Here is what that looks like for one of the Discrete Sine and Cosine Transforms tests:


+ @skip_if_array_api_gpu
+ @array_api_compatible
  @pytest.mark.parametrize("func", ['dct', 'dst', 'dctn', 'dstn'])
  @pytest.mark.parametrize("type", [1, 2, 3, 4])
  @pytest.mark.parametrize("norm", [None, 'backward', 'ortho', 'forward'])
- def test_fftpack_equivalience(func, type, norm):
+ def test_fftpack_equivalience(func, type, norm, xp):
      x = np.random.rand(8, 16)
+     fftpack_res = xp.asarray(getattr(fftpack, func)(x, type, norm=norm))
+     x = xp.asarray(x)
      fft_res = getattr(fft, func)(x, type, norm=norm)
-     fftpack_res = getattr(fftpack, func)(x, type, norm=norm)
-     assert_allclose(fft_res, fftpack_res)
+     xp_assert_close(fft_res, fftpack_res)

Enabling and testing with non-NumPy arrays

I'll talk a bit about implementation details now - feel free to skip this section if you are just here for an overview!

When we call array_namespace, a little more is done than just returning the namespace. If the environment variable SCIPY_ARRAY_API is not set, array_api_compat.numpy (the compatible wrapper for numpy) is returned, regardless of the type of the input array. This allows us to retain all pre-array API behaviour unless the user has set the environment variable, since the arrays are caught by our if is_numpy(xp) code path. If it isn't set, we raise exceptions for known-bad subclasses (as set out in the RFC), like NumPy MaskedArrays and object arrays. After that, we retrieve the namespace using array_api_compat.array_namespace.

The current testing infrastructure allows us to test with PyTorch (CPU & GPU) and CuPy through the command line. For example, python dev.py test -b pytorch tests with PyTorch, and python dev.py test -b all tests with NumPy, numpy.array_api, CuPy and PyTorch. numpy.array_api is a strict minimal implementation of the standard, which allows us to make sure that our array-agnostic code is really array-agnostic - if our tests pass for numpy.array_api, then they will pass for any fully compliant library. Testing with PyTorch on different devices can be enabled by setting the environment variable SCIPY_DEVICE to different values: 'cuda' for Nvidia GPUs or 'mps' for MacOS devices with the Metal framework.

For more information on the implementation details, see the SciPy "Support for Array API" documentation.

Status

At the time of writing, SciPy has two of its submodules, cluster and fft, converted (in the sense I have described above). linalg and signal have partial coverage in progress, and some of the compiled-code functions in special have been covered, with additional calling-out to CuPy, PyTorch and JAX. The tracker issue should be kept up to date with progress as more submodules are converted.

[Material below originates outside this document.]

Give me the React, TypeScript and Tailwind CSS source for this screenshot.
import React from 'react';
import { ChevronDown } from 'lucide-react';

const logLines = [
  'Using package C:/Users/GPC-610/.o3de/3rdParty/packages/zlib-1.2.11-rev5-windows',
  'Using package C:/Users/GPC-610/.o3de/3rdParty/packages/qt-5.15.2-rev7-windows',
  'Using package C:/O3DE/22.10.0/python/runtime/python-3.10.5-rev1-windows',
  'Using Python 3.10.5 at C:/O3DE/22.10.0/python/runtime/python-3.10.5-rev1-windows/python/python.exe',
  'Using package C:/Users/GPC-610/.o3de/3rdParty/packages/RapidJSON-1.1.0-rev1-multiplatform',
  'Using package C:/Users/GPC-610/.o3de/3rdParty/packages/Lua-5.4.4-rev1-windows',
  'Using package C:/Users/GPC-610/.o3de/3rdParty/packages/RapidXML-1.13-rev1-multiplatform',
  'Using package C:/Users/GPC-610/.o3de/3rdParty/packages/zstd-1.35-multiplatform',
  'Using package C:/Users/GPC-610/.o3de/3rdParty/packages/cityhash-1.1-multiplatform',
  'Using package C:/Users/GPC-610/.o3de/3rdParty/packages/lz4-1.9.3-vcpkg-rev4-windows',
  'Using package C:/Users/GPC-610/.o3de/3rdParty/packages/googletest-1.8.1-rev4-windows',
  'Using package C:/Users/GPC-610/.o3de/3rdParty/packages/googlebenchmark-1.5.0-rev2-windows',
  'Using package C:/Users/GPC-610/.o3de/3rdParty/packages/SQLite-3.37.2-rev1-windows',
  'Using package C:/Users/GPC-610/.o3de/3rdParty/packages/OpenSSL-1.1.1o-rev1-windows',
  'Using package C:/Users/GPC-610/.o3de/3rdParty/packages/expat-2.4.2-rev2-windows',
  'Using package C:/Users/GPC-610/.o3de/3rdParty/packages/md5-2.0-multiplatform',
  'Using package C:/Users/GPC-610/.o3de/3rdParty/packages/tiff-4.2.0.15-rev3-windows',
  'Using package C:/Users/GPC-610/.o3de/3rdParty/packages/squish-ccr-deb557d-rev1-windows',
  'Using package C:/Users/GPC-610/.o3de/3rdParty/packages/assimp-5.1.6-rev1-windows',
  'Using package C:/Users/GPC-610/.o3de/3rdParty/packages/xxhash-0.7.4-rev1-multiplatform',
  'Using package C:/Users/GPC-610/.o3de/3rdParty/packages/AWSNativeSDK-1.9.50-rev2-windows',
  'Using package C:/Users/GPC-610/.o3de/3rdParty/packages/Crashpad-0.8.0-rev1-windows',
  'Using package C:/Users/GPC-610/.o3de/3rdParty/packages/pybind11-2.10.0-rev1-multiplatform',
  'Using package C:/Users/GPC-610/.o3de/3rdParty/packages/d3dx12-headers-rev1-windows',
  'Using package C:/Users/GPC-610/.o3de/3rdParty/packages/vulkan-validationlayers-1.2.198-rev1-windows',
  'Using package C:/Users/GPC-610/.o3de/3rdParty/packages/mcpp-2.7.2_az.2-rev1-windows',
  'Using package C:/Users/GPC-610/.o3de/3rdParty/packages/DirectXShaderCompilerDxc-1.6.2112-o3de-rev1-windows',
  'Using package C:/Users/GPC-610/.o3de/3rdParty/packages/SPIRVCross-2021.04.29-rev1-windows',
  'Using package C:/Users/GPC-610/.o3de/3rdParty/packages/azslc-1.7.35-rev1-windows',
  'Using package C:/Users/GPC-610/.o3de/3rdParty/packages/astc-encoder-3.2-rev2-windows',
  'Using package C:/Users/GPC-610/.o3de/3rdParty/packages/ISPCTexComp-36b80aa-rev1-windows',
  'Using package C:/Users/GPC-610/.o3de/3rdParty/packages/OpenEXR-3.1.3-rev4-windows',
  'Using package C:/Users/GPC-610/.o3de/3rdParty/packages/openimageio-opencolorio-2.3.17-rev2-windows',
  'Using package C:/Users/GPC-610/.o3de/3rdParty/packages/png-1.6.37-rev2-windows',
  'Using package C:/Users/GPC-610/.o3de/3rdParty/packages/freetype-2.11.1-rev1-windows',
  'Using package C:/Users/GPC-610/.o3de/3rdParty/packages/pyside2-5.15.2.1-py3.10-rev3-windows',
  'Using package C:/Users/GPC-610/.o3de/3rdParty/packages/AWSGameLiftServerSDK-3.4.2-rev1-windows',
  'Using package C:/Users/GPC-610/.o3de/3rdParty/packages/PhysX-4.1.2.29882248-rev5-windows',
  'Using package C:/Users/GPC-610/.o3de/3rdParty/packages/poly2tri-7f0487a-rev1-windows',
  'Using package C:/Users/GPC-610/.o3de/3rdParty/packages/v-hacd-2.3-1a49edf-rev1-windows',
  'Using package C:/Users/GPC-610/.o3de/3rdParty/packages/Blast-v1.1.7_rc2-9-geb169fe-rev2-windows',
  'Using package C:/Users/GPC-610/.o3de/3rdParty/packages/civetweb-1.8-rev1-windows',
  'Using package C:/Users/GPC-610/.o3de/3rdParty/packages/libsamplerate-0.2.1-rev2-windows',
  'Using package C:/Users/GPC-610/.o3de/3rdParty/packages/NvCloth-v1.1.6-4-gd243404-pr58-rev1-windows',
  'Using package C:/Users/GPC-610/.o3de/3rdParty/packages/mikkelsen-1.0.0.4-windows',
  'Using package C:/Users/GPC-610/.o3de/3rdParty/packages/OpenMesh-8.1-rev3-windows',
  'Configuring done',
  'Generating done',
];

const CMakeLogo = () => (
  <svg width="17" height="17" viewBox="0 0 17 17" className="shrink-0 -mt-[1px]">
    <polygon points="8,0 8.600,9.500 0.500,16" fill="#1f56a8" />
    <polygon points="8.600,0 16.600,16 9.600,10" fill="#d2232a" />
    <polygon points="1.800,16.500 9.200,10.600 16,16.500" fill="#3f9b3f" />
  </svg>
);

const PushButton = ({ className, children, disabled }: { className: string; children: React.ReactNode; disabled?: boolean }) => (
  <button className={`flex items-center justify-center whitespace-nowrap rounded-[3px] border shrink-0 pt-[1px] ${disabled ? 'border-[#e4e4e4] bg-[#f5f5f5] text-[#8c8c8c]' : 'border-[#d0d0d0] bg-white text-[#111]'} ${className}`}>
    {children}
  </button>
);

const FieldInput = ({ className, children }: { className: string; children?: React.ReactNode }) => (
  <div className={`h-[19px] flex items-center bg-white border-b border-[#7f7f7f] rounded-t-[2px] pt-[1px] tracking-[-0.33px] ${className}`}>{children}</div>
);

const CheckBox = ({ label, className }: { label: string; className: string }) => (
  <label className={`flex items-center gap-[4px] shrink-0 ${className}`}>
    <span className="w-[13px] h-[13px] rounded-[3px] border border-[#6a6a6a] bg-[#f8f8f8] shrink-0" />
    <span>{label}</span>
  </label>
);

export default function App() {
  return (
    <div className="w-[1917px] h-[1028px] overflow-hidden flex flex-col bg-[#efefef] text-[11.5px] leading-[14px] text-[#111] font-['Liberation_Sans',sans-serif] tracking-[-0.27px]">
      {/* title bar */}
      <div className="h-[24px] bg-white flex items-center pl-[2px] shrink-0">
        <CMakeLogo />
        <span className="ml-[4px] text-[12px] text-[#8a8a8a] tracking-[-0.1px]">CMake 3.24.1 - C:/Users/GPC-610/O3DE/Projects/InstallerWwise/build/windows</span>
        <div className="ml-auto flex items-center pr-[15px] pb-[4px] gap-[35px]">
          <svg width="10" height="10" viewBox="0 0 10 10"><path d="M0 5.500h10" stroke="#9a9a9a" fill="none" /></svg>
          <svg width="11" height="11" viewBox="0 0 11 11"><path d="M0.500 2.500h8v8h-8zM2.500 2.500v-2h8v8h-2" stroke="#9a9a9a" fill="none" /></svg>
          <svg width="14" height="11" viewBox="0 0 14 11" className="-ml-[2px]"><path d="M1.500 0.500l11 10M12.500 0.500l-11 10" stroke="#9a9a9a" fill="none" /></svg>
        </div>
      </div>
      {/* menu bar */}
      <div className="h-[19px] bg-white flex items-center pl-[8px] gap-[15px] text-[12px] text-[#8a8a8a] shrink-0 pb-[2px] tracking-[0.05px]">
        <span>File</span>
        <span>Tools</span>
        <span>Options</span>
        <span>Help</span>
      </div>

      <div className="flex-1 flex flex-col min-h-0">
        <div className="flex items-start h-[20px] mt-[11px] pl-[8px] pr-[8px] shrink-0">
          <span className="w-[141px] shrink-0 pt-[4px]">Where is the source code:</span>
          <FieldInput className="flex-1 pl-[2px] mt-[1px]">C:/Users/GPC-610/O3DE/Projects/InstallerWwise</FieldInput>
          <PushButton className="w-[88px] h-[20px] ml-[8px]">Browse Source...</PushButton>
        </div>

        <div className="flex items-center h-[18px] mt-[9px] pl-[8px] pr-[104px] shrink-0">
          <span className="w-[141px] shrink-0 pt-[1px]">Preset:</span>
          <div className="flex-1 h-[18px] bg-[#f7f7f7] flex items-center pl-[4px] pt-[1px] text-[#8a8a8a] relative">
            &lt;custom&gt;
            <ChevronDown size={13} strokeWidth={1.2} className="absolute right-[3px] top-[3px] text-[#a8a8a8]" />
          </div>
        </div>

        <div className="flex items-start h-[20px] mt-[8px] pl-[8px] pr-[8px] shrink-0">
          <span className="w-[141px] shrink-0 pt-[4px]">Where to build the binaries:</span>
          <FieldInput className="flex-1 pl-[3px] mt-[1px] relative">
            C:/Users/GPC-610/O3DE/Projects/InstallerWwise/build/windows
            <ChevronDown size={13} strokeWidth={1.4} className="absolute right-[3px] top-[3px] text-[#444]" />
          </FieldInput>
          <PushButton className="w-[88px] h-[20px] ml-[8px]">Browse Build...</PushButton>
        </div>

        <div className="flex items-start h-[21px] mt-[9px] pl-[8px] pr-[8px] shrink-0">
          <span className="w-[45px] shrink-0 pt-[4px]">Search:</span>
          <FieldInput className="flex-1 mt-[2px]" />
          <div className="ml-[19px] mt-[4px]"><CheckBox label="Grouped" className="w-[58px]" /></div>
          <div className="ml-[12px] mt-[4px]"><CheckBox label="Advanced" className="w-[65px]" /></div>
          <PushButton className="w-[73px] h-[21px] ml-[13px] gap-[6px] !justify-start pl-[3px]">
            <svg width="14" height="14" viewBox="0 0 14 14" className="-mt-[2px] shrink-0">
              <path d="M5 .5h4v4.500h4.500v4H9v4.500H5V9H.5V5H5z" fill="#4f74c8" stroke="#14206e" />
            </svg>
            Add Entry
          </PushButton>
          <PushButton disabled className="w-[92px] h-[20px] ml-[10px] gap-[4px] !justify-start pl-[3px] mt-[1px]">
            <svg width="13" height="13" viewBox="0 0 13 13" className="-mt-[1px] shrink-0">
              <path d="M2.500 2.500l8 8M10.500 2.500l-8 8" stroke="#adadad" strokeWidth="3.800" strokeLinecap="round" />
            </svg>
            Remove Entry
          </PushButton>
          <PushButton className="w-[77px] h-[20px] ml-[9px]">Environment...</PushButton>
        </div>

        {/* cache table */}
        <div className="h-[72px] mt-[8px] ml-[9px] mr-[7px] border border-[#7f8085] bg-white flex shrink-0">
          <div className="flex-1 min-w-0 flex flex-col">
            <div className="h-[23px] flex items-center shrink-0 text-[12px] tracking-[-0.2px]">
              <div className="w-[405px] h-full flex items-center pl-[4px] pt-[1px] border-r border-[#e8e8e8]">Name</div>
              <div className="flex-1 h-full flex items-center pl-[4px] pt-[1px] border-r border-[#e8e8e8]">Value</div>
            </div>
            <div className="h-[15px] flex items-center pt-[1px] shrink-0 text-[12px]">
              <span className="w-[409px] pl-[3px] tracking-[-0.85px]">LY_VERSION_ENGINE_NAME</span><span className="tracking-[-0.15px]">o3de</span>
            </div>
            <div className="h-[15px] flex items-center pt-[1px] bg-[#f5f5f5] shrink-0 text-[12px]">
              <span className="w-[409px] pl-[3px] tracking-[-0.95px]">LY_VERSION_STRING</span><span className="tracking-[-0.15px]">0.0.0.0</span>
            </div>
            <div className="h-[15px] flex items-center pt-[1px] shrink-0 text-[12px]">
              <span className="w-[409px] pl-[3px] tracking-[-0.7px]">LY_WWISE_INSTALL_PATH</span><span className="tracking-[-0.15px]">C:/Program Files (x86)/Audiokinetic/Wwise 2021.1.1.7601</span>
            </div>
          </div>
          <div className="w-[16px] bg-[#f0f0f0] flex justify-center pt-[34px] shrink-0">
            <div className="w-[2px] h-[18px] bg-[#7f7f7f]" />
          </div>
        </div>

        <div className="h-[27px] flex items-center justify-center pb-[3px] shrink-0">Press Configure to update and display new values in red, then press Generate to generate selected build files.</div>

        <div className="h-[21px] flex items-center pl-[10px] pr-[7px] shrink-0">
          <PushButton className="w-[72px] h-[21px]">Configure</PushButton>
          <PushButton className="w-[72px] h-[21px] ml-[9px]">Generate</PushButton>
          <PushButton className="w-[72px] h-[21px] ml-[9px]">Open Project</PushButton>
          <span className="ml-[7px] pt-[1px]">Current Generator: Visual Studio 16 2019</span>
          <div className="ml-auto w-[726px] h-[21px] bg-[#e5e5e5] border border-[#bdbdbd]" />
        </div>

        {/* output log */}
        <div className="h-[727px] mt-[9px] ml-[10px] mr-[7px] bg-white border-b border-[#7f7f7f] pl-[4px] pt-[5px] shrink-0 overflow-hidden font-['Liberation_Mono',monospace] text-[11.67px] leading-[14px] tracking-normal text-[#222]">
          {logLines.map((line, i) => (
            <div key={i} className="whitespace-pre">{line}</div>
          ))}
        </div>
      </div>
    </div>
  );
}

We currently support CuPy and PyTorch through array-api-compat, with Dask and JAX on the horizon. The great thing is that whenever a provider library complies with the standard, it will work with our converted submodules, without SciPy even needing to know that it exists!

Looking to the future

I have opened the first PR for scipy.linalg which covers the functions which are part of the linalg standard extension module. In the short term, we hope to see PRs covering the rest of the submodules and continued refinement of our testing infrastructure. Looking further ahead for SciPy, once all libraries which we want to support comply with the standard, we can drop array-api-compat and get the namespaces directly from the input arrays (via the __array_namespace__ attribute).

As mentioned above, a general dispatching mechanism will hopefully materialise down the line to allow full support for all functions which use compiled code. Still, even without it, a great deal of interoperability is ready to be achieved now!

Finally, I'd like to say some words about my experience as an intern at Quansight Labs and as a member of the SciPy community.

Going from having never contributed to Open Source to feeling proficient as a contributor, and having significant contributions merged towards a bleeding-edge project, has been a challenging but very special experience! Regular meetings with my mentors and the community meant that I was always able to ask questions when I was confused, and learn about the array types project and SciPy as a whole. At Quansight Labs, I was part of a cohort of interns and we also met regularly to discuss our achievements and explain where we were stuck. Sometimes, just putting your difficulties into words can help you figure things out from a different perspective!

After joining the SciPy community as part of my internship, I am keen to contribute voluntarily in the future and help to sustain science in this way. Knowing that my code will be used in a package as widely depended on as SciPy is a big motivation, and I am invested in the success of the array API standard now!

Acknowledgements

I would like to thank my mentors Ralf Gommers, Pamphile Roy and Irwin Zaid for their incredible support and guidance during my internship! I feel very lucky to have had the opportunity to learn from them in such a practical way. I would also like to thank the SciPy community, especially Tyler Reddy and Matt Haberland who have been greatly involved in the review process of many of my PRs, and Melissa Weber Mendonça who hosted many of the community meetings which I attended (as well as coordinating the internship program at Quansight Labs!).